SHORT TASK -> Print the entries verbatim, leaving out the images they contain.

SUPPLIED DATA ->
— START —

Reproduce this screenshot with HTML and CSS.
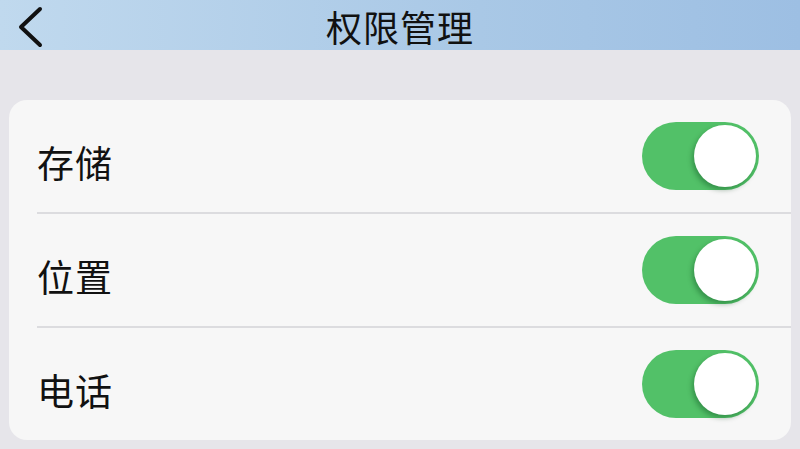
FILE: index.html
```html
<!DOCTYPE html>
<html lang="zh-CN">

<head>
    <meta charset="UTF-8">
    <meta name="viewport" content="width=device-width, initial-scale=1.0">
    <title>权限管理</title>
    <link rel="stylesheet" href="styles.css">
</head>

<body>
    <header class="nav-bar">
        <button class="back" aria-label="返回">
            <svg width="30" height="42" viewBox="0 0 30 42">
                <polyline points="24,3 5,21 24,39" fill="none" stroke="#111" stroke-width="4"
                    stroke-linecap="round" stroke-linejoin="round" />
            </svg>
        </button>
        <h1>权限管理</h1>
    </header>

    <main>
        <section class="settings">
            <div class="row">
                <span class="label">存储</span>
                <label class="switch"><input type="checkbox" checked><span class="knob"></span></label>
            </div>
            <div class="row">
                <span class="label">位置</span>
                <label class="switch"><input type="checkbox" checked><span class="knob"></span></label>
            </div>
            <div class="row">
                <span class="label">电话</span>
                <label class="switch"><input type="checkbox" checked><span class="knob"></span></label>
            </div>
        </section>
    </main>
</body>

</html>
```

FILE: styles.css
```css
:root {
    --bg: #e6e5ea;
    --card: #f7f7f7;
    --line: #dcdcdf;
    --green: #52c168;
    --text: #111;
}

* {
    box-sizing: border-box;
    margin: 0;
    padding: 0;
    font-family: "Noto Sans CJK SC", "Noto Sans", sans-serif;
}

body {
    background-color: var(--bg);
    color: var(--text);
    height: 100vh;
    overflow: hidden;
}

.nav-bar {
    position: relative;
    height: 50px;
    display: flex;
    align-items: center;
    justify-content: center;
    background-image: linear-gradient(to right, #c0d9ee, #a9c8e6 60%, #9dbfe3);
}

.nav-bar h1 {
    font-size: 36px;
    font-weight: 400;
    line-height: 1;
    letter-spacing: 1px;
    margin-top: 2px;
    color: var(--text);
}

.back {
    position: absolute;
    left: 16px;
    top: 6px;
    appearance: none;
    border: none;
    background: none;
    cursor: pointer;
}

main {
    padding: 50px 9px 0 9px;
}

.settings {
    background-color: var(--card);
    border-radius: 18px;
    padding-left: 28px;
    height: 340px;
    display: flex;
    flex-direction: column;
}

.row {
    flex: 1 1 0%;
    display: flex;
    align-items: center;
    justify-content: space-between;
    padding-right: 32px;
    border-bottom: 2px solid var(--line);
}

.row:last-child {
    border-bottom: none;
}

.label {
    font-size: 37px;
    line-height: 1;
    letter-spacing: 1px;
    margin-top: 12px;
}

.switch {
    position: relative;
    width: 117px;
    height: 68px;
    display: block;
}

.switch input {
    display: none;
}

.knob {
    display: block;
    width: 100%;
    height: 100%;
    border-radius: 34px;
    background-color: var(--green);
}

.knob::after {
    content: "";
    position: absolute;
    right: 3px;
    top: 3px;
    width: 62px;
    height: 62px;
    border-radius: 50%;
    background-color: #fff;
    box-shadow: -2px 3px 5px rgba(0, 60, 20, 0.35);
}
```
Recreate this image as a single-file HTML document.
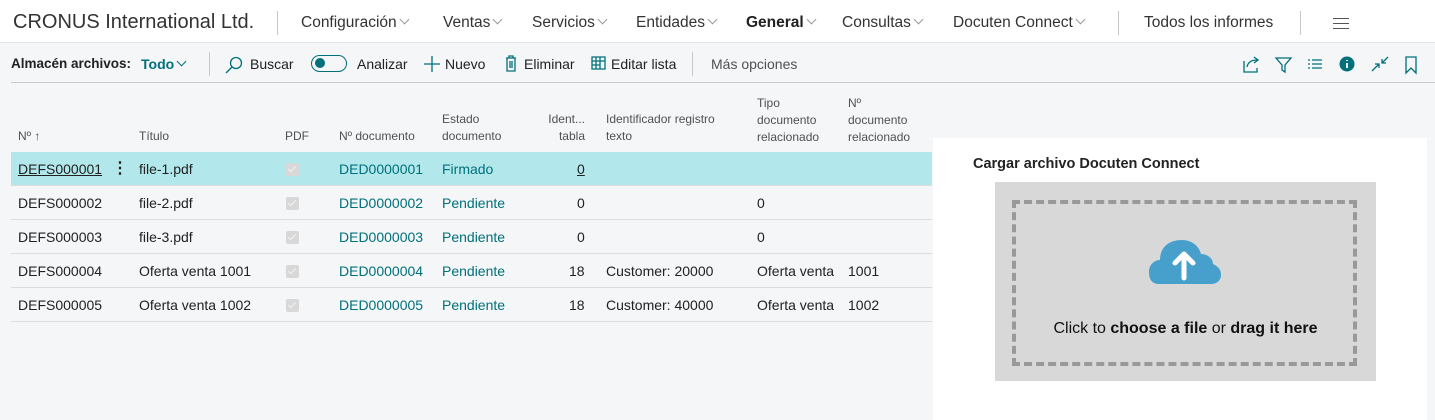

— END —

EXERCISE ANSWER ->
Reproduce this screenshot with HTML and CSS.
FILE: index.html
```html
<!DOCTYPE html>
<html lang="zh-CN">

<head>
    <meta charset="UTF-8">
    <meta name="viewport" content="width=device-width, initial-scale=1.0">
    <title>权限管理</title>
    <link rel="stylesheet" href="styles.css">
</head>

<body>
    <header class="nav-bar">
        <button class="back" aria-label="返回">
            <svg width="30" height="42" viewBox="0 0 30 42">
                <polyline points="24,3 5,21 24,39" fill="none" stroke="#111" stroke-width="4"
                    stroke-linecap="round" stroke-linejoin="round" />
            </svg>
        </button>
        <h1>权限管理</h1>
    </header>

    <main>
        <section class="settings">
            <div class="row">
                <span class="label">存储</span>
                <label class="switch"><input type="checkbox" checked><span class="knob"></span></label>
            </div>
            <div class="row">
                <span class="label">位置</span>
                <label class="switch"><input type="checkbox" checked><span class="knob"></span></label>
            </div>
            <div class="row">
                <span class="label">电话</span>
                <label class="switch"><input type="checkbox" checked><span class="knob"></span></label>
            </div>
        </section>
    </main>
</body>

</html>
```

FILE: styles.css
```css
:root {
    --bg: #e6e5ea;
    --card: #f7f7f7;
    --line: #dcdcdf;
    --green: #52c168;
    --text: #111;
}

* {
    box-sizing: border-box;
    margin: 0;
    padding: 0;
    font-family: "Noto Sans CJK SC", "Noto Sans", sans-serif;
}

body {
    background-color: var(--bg);
    color: var(--text);
    height: 100vh;
    overflow: hidden;
}

.nav-bar {
    position: relative;
    height: 50px;
    display: flex;
    align-items: center;
    justify-content: center;
    background-image: linear-gradient(to right, #c0d9ee, #a9c8e6 60%, #9dbfe3);
}

.nav-bar h1 {
    font-size: 36px;
    font-weight: 400;
    line-height: 1;
    letter-spacing: 1px;
    margin-top: 2px;
    color: var(--text);
}

.back {
    position: absolute;
    left: 16px;
    top: 6px;
    appearance: none;
    border: none;
    background: none;
    cursor: pointer;
}

main {
    padding: 50px 9px 0 9px;
}

.settings {
    background-color: var(--card);
    border-radius: 18px;
    padding-left: 28px;
    height: 340px;
    display: flex;
    flex-direction: column;
}

.row {
    flex: 1 1 0%;
    display: flex;
    align-items: center;
    justify-content: space-between;
    padding-right: 32px;
    border-bottom: 2px solid var(--line);
}

.row:last-child {
    border-bottom: none;
}

.label {
    font-size: 37px;
    line-height: 1;
    letter-spacing: 1px;
    margin-top: 12px;
}

.switch {
    position: relative;
    width: 117px;
    height: 68px;
    display: block;
}

.switch input {
    display: none;
}

.knob {
    display: block;
    width: 100%;
    height: 100%;
    border-radius: 34px;
    background-color: var(--green);
}

.knob::after {
    content: "";
    position: absolute;
    right: 3px;
    top: 3px;
    width: 62px;
    height: 62px;
    border-radius: 50%;
    background-color: #fff;
    box-shadow: -2px 3px 5px rgba(0, 60, 20, 0.35);
}
```
Recreate this image as a single-file HTML document.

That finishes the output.